Tel Aviv
Tamir Zadok
Tel Aviv Museum of Art
27 Shaul Hamelech Blvd, POB 33288
The Golda Meir Cultural and Art Center
September 19–December 16, 2017
Nothing is what it seems in Art Undercover, 2017, the centerpiece of Tamir Zadok’s solo exhibition. The video traces the artist’s quest to find a lost oil painting by Charduval, purportedly a French artist who lived in Egypt in the early 1950s. With only a poor black-and-white reproduction of the piece and some anecdotal evidence, Zadok heads to Cairo to see the collection of the Egyptian Museum of Modern Art—what follows is a chronicle that reveals more via its meandering progression than any conclusive discoveries.

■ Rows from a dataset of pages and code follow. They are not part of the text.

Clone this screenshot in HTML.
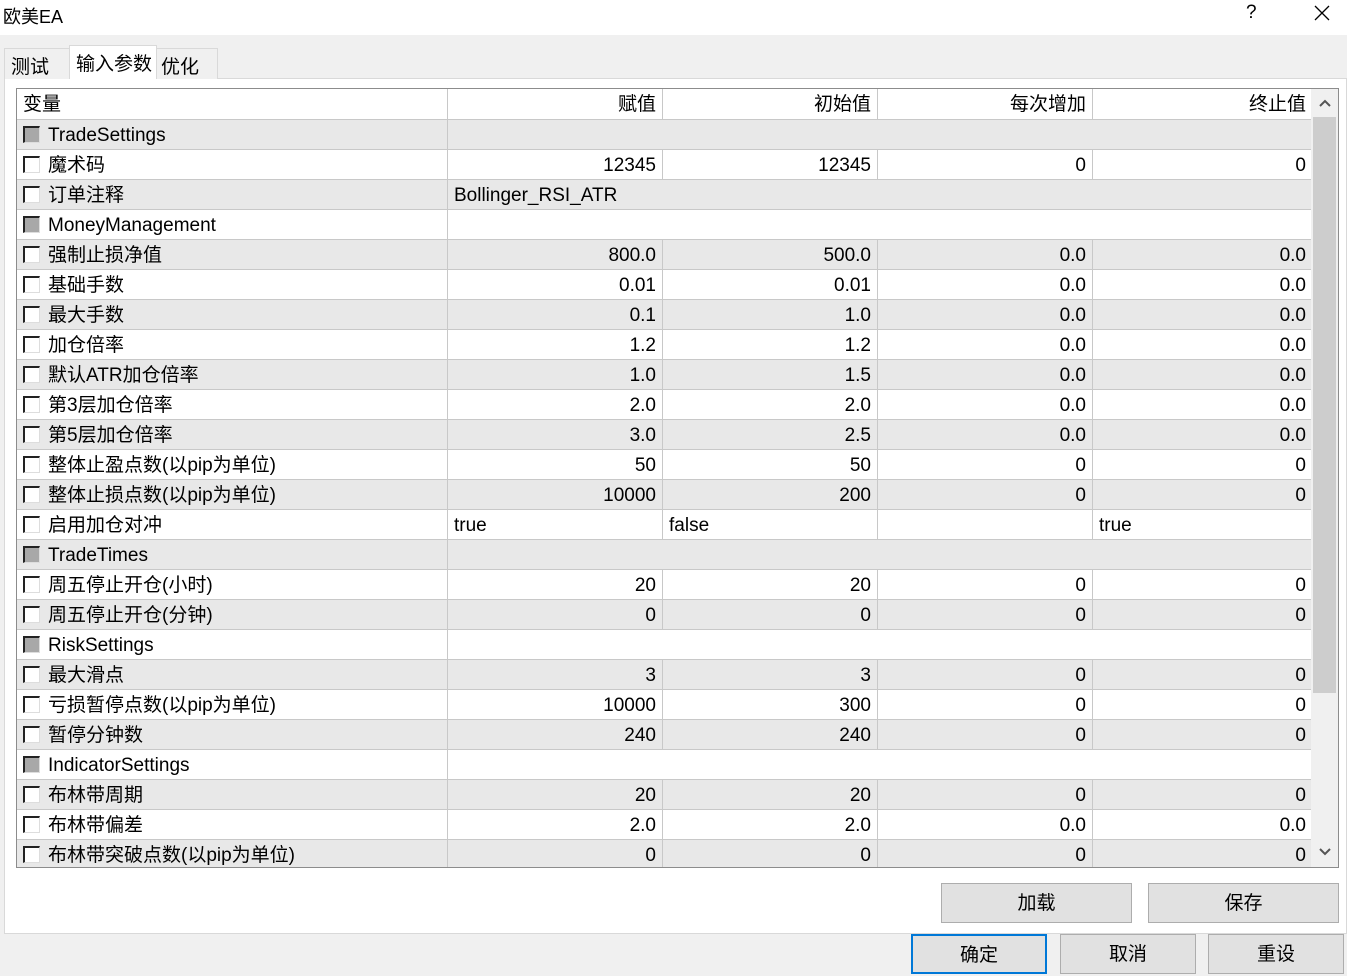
<!DOCTYPE html><html><head><meta charset="utf-8"><style>
*{margin:0;padding:0;box-sizing:border-box}
body{width:1347px;height:966px;background:#f0f0f0;font-family:"Liberation Sans","Noto Sans CJK SC",sans-serif;font-size:19px;color:#000;position:relative;overflow:hidden}
.a{position:absolute}
.title{left:0;top:0;width:1347px;height:35px;background:#fff}
.tab{top:48px;height:31px;border:1px solid #d9d9d9;border-bottom:none;background:#f0f0f0;padding:3px 0 0 6px}
.panel{left:4px;top:78px;width:1343px;height:856px;background:#fff;border:1px solid #d9d9d9}
.tbl{left:16px;top:88px;width:1323px;height:780px;border:1px solid #8c8c8c;background:#fff;overflow:hidden}
.row{position:absolute;left:0;width:1295px;height:30px;border-bottom:1px solid #c8c8c8}
.c{position:absolute;top:0;height:30px;line-height:32px;border-right:1px solid #c8c8c8;padding:0 6px;white-space:nowrap}
.r{text-align:right}
.cb{position:absolute;left:6px;top:6px;width:17px;height:17px;border:2px solid #222;border-right:1px solid #ddd;border-bottom:1px solid #ddd;background:#fff}
.g .cb{background:#a8a8a8}
.btn{background:#e1e1e1;border:1px solid #adadad;text-align:center;line-height:40px}
</style></head><body>
<div class="a title"><span class="a" style="left:3px;top:3px;font-size:18px">欧美EA</span><span class="a" style="left:1246px;top:2px">?</span>
<svg class="a" style="left:1314px;top:5px" width="16" height="16"><path d="M1 1L15 15M15 1L1 15" stroke="#000" stroke-width="1.3"/></svg></div>
<div class="a panel"></div>
<div class="a tab" style="left:4px;width:66px">测试</div>
<div class="a tab" style="left:69px;top:45px;height:34px;width:88px;background:#fff">输入参数</div>
<div class="a tab" style="left:156px;width:62px;padding-left:4px">优化</div>
<div class="a tbl" id="t">
<div class="row" style="top:0;height:31px;border-bottom:1px solid #c8c8c8;background:#fff">
<div class="c" style="left:0;width:431px">变量</div><div class="c r" style="left:431px;width:215px">赋值</div><div class="c r" style="left:646px;width:215px">初始值</div><div class="c r" style="left:861px;width:215px">每次增加</div><div class="c r" style="left:1076px;width:219px;border:none">终止值</div></div>
</div>
<div class="a" style="left:1311px;top:89px;width:27px;height:778px;background:#f0f0f0"></div>
<div class="a" style="left:1313px;top:117px;width:23px;height:576px;background:#cdcdcd"></div>
<svg class="a" style="left:1318px;top:98px" width="14" height="10"><path d="M2 8L7 3L12 8" stroke="#555" stroke-width="2" fill="none"/></svg>
<svg class="a" style="left:1318px;top:847px" width="14" height="10"><path d="M2 2L7 7L12 2" stroke="#555" stroke-width="2" fill="none"/></svg>
<div class="a btn" style="left:941px;top:883px;width:191px;height:40px">加载</div>
<div class="a btn" style="left:1148px;top:883px;width:191px;height:40px">保存</div>
<div class="a btn" style="left:911px;top:934px;width:136px;height:40px;border:2px solid #0078d7">确定</div>
<div class="a btn" style="left:1060px;top:934px;width:136px;height:40px">取消</div>
<div class="a btn" style="left:1208px;top:934px;width:136px;height:40px">重设</div>
<script>
var R=[["TradeSettings",1],["魔术码",0,"12345","12345","0","0"],["订单注释",0,"Bollinger_RSI_ATR",null],["MoneyManagement",1],["强制止损净值",0,"800.0","500.0","0.0","0.0"],["基础手数",0,"0.01","0.01","0.0","0.0"],["最大手数",0,"0.1","1.0","0.0","0.0"],["加仓倍率",0,"1.2","1.2","0.0","0.0"],["默认ATR加仓倍率",0,"1.0","1.5","0.0","0.0"],["第3层加仓倍率",0,"2.0","2.0","0.0","0.0"],["第5层加仓倍率",0,"3.0","2.5","0.0","0.0"],["整体止盈点数(以pip为单位)",0,"50","50","0","0"],["整体止损点数(以pip为单位)",0,"10000","200","0","0"],["启用加仓对冲",0,"true","false","","true","L"],["TradeTimes",1],["周五停止开仓(小时)",0,"20","20","0","0"],["周五停止开仓(分钟)",0,"0","0","0","0"],["RiskSettings",1],["最大滑点",0,"3","3","0","0"],["亏损暂停点数(以pip为单位)",0,"10000","300","0","0"],["暂停分钟数",0,"240","240","0","0"],["IndicatorSettings",1],["布林带周期",0,"20","20","0","0"],["布林带偏差",0,"2.0","2.0","0.0","0.0"],["布林带突破点数(以pip为单位)",0,"0","0","0","0"]];
var h="";R.forEach(function(r,i){var bg=i%2==0?"#e8e8e8":"#fff";h+='<div class="row'+(r[1]?' g':'')+'" style="top:'+(31+30*i)+'px;background:'+bg+'"><div class="c" style="left:0;width:431px;padding-left:31px"><span class="cb"></span>'+r[0]+'</div>';
if(r[1]){h+='</div>';return}
if(r[3]===null){h+='<div class="c" style="left:431px;width:864px;border:none">'+r[2]+'</div></div>';return}
var L=r[6]?"":" r",x=[431,646,861,1076],w=[215,215,215,219];
for(var k=0;k<4;k++)h+='<div class="c'+L+'" style="left:'+x[k]+'px;width:'+w[k]+'px'+(k==3?';border:none':'')+'">'+r[2+k]+'</div>';
h+='</div>'});
document.getElementById("t").insertAdjacentHTML("beforeend",h);
</script>
</body></html>
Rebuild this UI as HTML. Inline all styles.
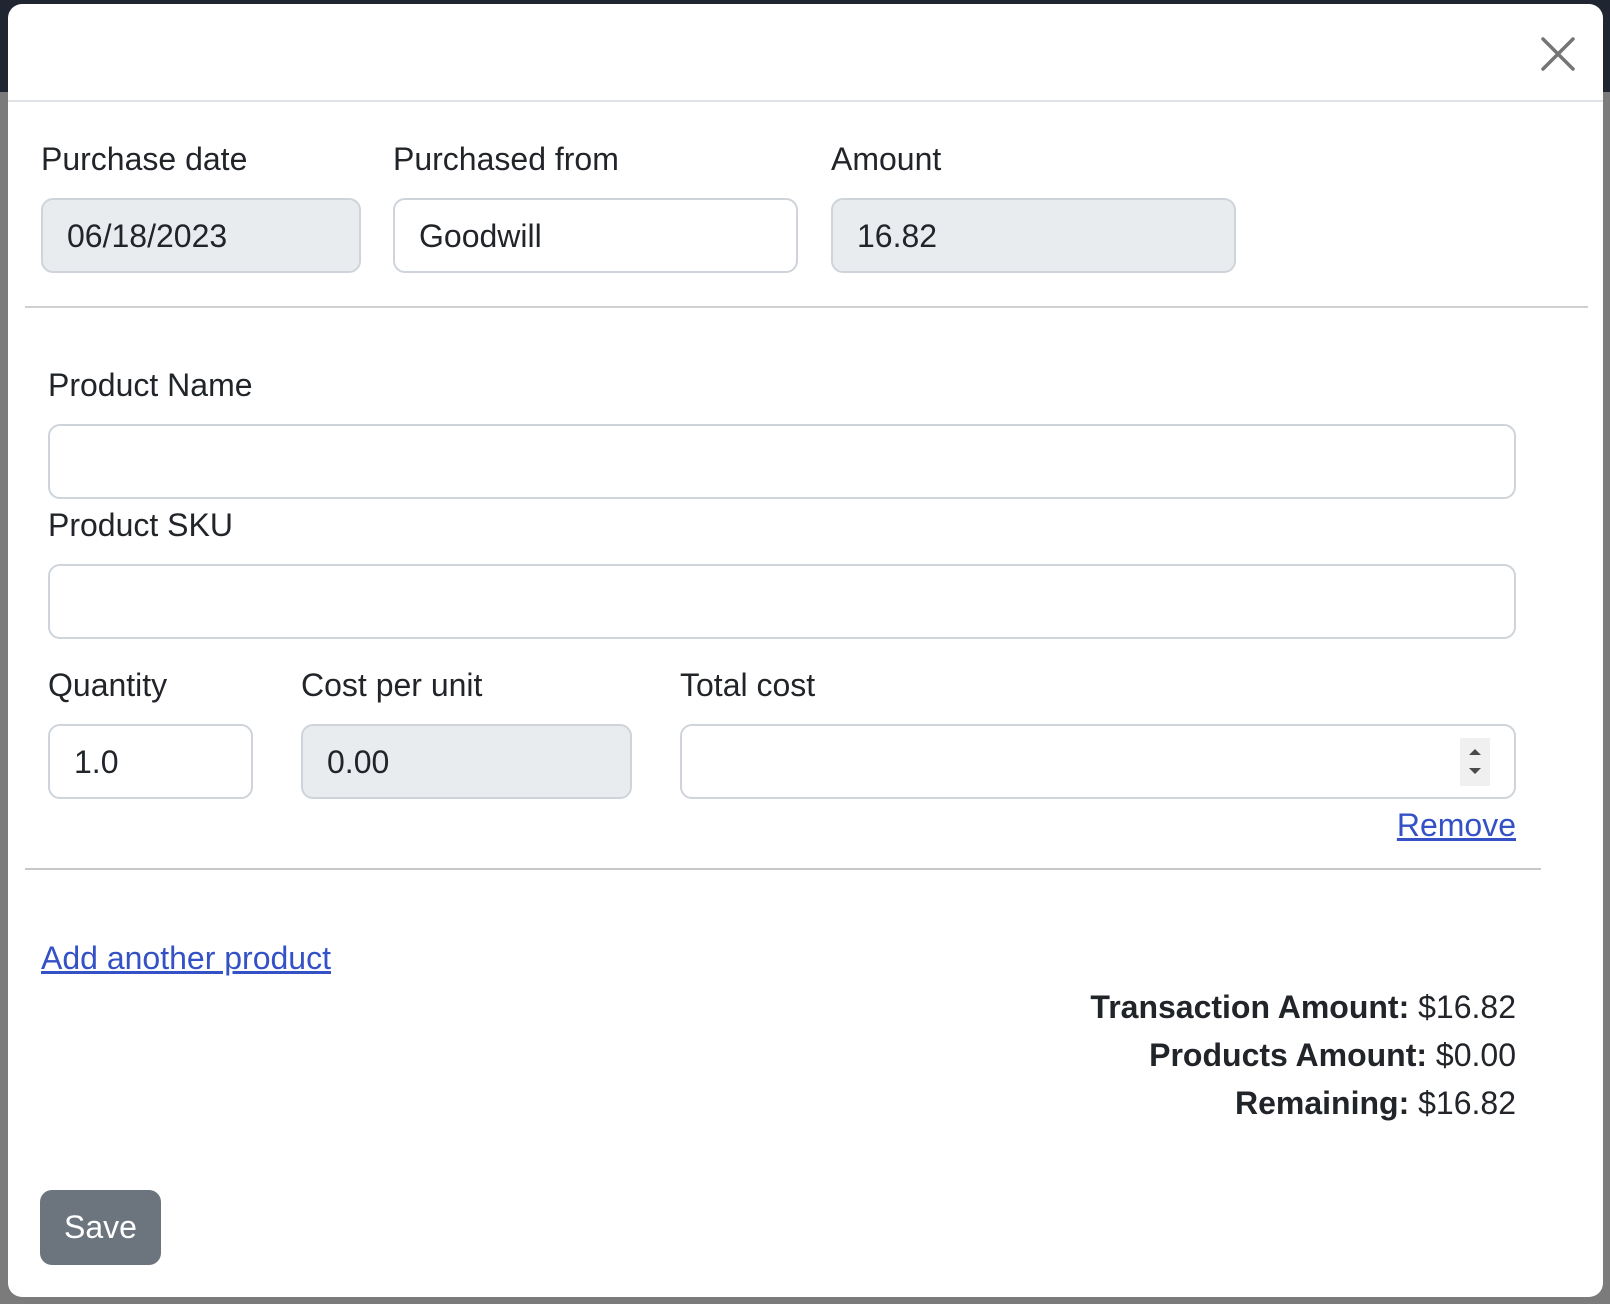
<!DOCTYPE html>
<html><head><meta charset="utf-8"><style>
*{box-sizing:border-box;margin:0;padding:0}
body{width:1610px;height:1304px;background:#7b7b7b;position:relative;overflow:hidden;font-family:"Liberation Sans",sans-serif;color:#212529}
.top{position:absolute;left:0;top:0;width:1610px;height:92px;background:#1f2631}
.modal{position:absolute;left:8px;top:4px;width:1595px;height:1293px;background:#fff;border-radius:14px}
.hdr{position:absolute;left:0;top:0;width:100%;height:98px;border-bottom:2px solid #dee2e6}
.x{position:absolute;left:1532px;top:32px}
.a{position:absolute}
.lbl{font-size:32px;line-height:48px}
.inp{position:absolute;border:2px solid #ced4da;border-radius:12px;height:75px;font-size:32px;line-height:73px;padding-left:24px;background:#fff}
.ro{background:#e9ecef}
.hr{position:absolute;height:2px;background:#c8c8c8}
a{color:#3451c6;text-decoration:underline;font-size:32px;line-height:48px}
.sum{position:absolute;right:87px;top:979px;text-align:right;font-size:32px;line-height:48px}
.btn{position:absolute;left:32px;top:1186px;width:121px;height:75px;background:#6c757d;color:#fff;border-radius:12px;font-size:32px;line-height:75px;text-align:center}
</style></head><body>
<div class="top"></div>
<div class="modal">
<div class="hdr"><svg class="x" width="36" height="36" viewBox="0 0 36 36"><path d="M3 3L33 33M33 3L3 33" stroke="#757575" stroke-width="3.5" stroke-linecap="round"/></svg></div>
<div class="a lbl" style="left:33px;top:131px">Purchase date</div>
<div class="a lbl" style="left:385px;top:131px">Purchased from</div>
<div class="a lbl" style="left:823px;top:131px">Amount</div>
<div class="inp ro" style="left:33px;top:194px;width:320px">06/18/2023</div>
<div class="inp" style="left:385px;top:194px;width:405px">Goodwill</div>
<div class="inp ro" style="left:823px;top:194px;width:405px">16.82</div>
<div class="hr" style="left:17px;top:302px;width:1563px;background:#d0d0d0"></div>
<div class="a lbl" style="left:40px;top:357px">Product Name</div>
<div class="inp" style="left:40px;top:420px;width:1468px"></div>
<div class="a lbl" style="left:40px;top:497px">Product SKU</div>
<div class="inp" style="left:40px;top:560px;width:1468px"></div>
<div class="a lbl" style="left:40px;top:657px">Quantity</div>
<div class="a lbl" style="left:293px;top:657px">Cost per unit</div>
<div class="a lbl" style="left:672px;top:657px">Total cost</div>
<div class="inp" style="left:40px;top:720px;width:205px">1.0</div>
<div class="inp ro" style="left:293px;top:720px;width:331px">0.00</div>
<div class="inp" style="left:672px;top:720px;width:836px"><div style="position:absolute;right:24px;top:12px;width:30px;height:48px;background:#f0f0f0"><svg width="30" height="48" viewBox="0 0 30 48"><path d="M9 17L15 11L21 17Z M9 30L21 30L15 36Z" fill="#4a4a4a"/></svg></div></div>
<a class="a" style="right:87px;top:797px">Remove</a>
<div class="hr" style="left:17px;top:864px;width:1516px"></div>
<a class="a" style="left:33px;top:930px">Add another product</a>
<div class="sum"><div><b>Transaction Amount:</b> $16.82</div><div><b>Products Amount:</b> $0.00</div><div><b>Remaining:</b> $16.82</div></div>
<div class="btn">Save</div>
</div>
</body></html>
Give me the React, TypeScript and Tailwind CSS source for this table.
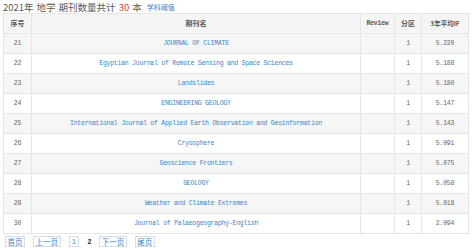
const rows: [number, string, string][] = [
  [21, 'JOURNAL OF CLIMATE', '5.220'],
  [22, 'Egyptian Journal of Remote Sensing and Space Sciences', '5.188'],
  [23, 'Landslides', '5.180'],
  [24, 'ENGINEERING GEOLOGY', '5.147'],
  [25, 'International Journal of Applied Earth Observation and Geoinformation', '5.143'],
  [26, 'Cryosphere', '5.091'],
  [27, 'Geoscience Frontiers', '5.075'],
  [28, 'GEOLOGY', '5.058'],
  [29, 'Weather and Climate Extremes', '5.018'],
  [30, 'Journal of Palaeogeography-English', '2.094'],
];

const mono = "font-['Liberation_Mono','Noto_Sans_CJK_SC',monospace]";
const cjk = "font-['Noto_Sans_CJK_SC','Noto_Sans',sans-serif]";

function PageLink({ label }: { label: string }) {
  return (
    <span className="flex h-[11px] items-center border border-[#d4dde6] px-[1.5px] text-[7.5px] leading-none text-[#3a86c8]">
      {label}
    </span>
  );
}

export default function App() {
  return (
    <div className={`h-[248px] w-[474px] overflow-hidden bg-white ${cjk}`}>
      <div className="flex h-[13px] items-end gap-[3px] pl-[3px] text-[9.5px] leading-[12px] text-[#5a5a5a]">
        <span>2021年</span>
        <span>地学</span>
        <span>期刊数量共计</span>
        <span className="text-[#e8403a]">30</span>
        <span>本</span>
        <span className="ml-[2px] text-[7px] text-[#3a86c8]">学科阈值</span>
      </div>
      <table
        className={`ml-[3px] w-[465px] table-fixed border-collapse text-[6.5px] tracking-[-0.25px] text-[#666] ${mono}`}
      >
        <colgroup>
          <col className="w-[28px]" />
          <col className="w-[329px]" />
          <col className="w-[34px]" />
          <col className="w-[27px]" />
          <col className="w-[47px]" />
        </colgroup>
        <thead>
          <tr className="h-[20px] bg-[#f5f5f5] text-[#555]">
            <th className={`border border-[#e6e6e6] text-[7px] font-bold tracking-normal ${cjk}`}>序号</th>
            <th className={`border border-[#e6e6e6] text-[7px] font-bold tracking-normal ${cjk}`}>期刊名</th>
            <th className="border border-[#e6e6e6] font-bold">Review</th>
            <th className={`border border-[#e6e6e6] text-[7px] font-bold tracking-normal ${cjk}`}>分区</th>
            <th className={`border border-[#e6e6e6] text-[6.5px] font-bold tracking-normal ${cjk}`}>3年平均IF</th>
          </tr>
        </thead>
        <tbody>
          {rows.map(([no, name, ifv], i) => (
            <tr key={no} className={`h-[20px] ${i % 2 === 0 ? 'bg-[#f6f6f6]' : 'bg-white'}`}>
              <td className="border border-[#e6e6e6] text-center">{no}</td>
              <td className="border border-[#e6e6e6] text-center text-[#3a86c8]">{name}</td>
              <td className="border border-[#e6e6e6]" />
              <td className="border border-[#e6e6e6] text-center">1</td>
              <td className="border border-[#e6e6e6] text-center">{ifv}</td>
            </tr>
          ))}
        </tbody>
      </table>
      <div className="mt-[2px] flex items-center gap-[8px] pl-[5px]">
        <PageLink label="首页" />
        <PageLink label="上一页" />
        <span className="flex h-[11px] items-center border border-[#d4dde6] px-[2.5px] font-['Liberation_Sans',sans-serif] text-[7px] leading-none text-[#3a86c8]">
          1
        </span>
        <span className="font-['Liberation_Sans',sans-serif] text-[7px] font-bold leading-none text-[#222]">2</span>
        <PageLink label="下一页" />
        <PageLink label="尾页" />
      </div>
    </div>
  );
}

Viewers eventually learn that the artistic persona of Charduval provided cover for an Israeli intelligence agent named Shlomo Cohen Abarbanel while in Cairo. What better role than that of “artist” to avoid tricky questions about one’s agenda when traveling or living abroad? As Zadok searches for traces of the “French” painter’s legacy in Egypt, he begins to perform a variety of stealth research tasks himself. With a fresh haircut and a new suit, he approaches a Western curator at an exhibition opening about presenting his own work in Egypt. At first hesitant, the curator becomes more receptive once Zadok subtly switches the accent on his name, changing its pronunciation from the Hebrew, Tamir Zadok, to the Arabic, Tamer Sadek.
The artist’s earlier work also plays with the boundaries between political realities and fictional narratives, such as in Gaza Canal, 2010, a mockumentary (also on view) of an Israeli-run visitor center in Gaza built after the Israeli government pushed the territory into the sea. This Swiftian satire gives way in Art Undercover to internal reflection about art, nationalism, authenticity, and the mixture of exhilaration and trepidation that accompanies border crossings and secret missions of all kinds.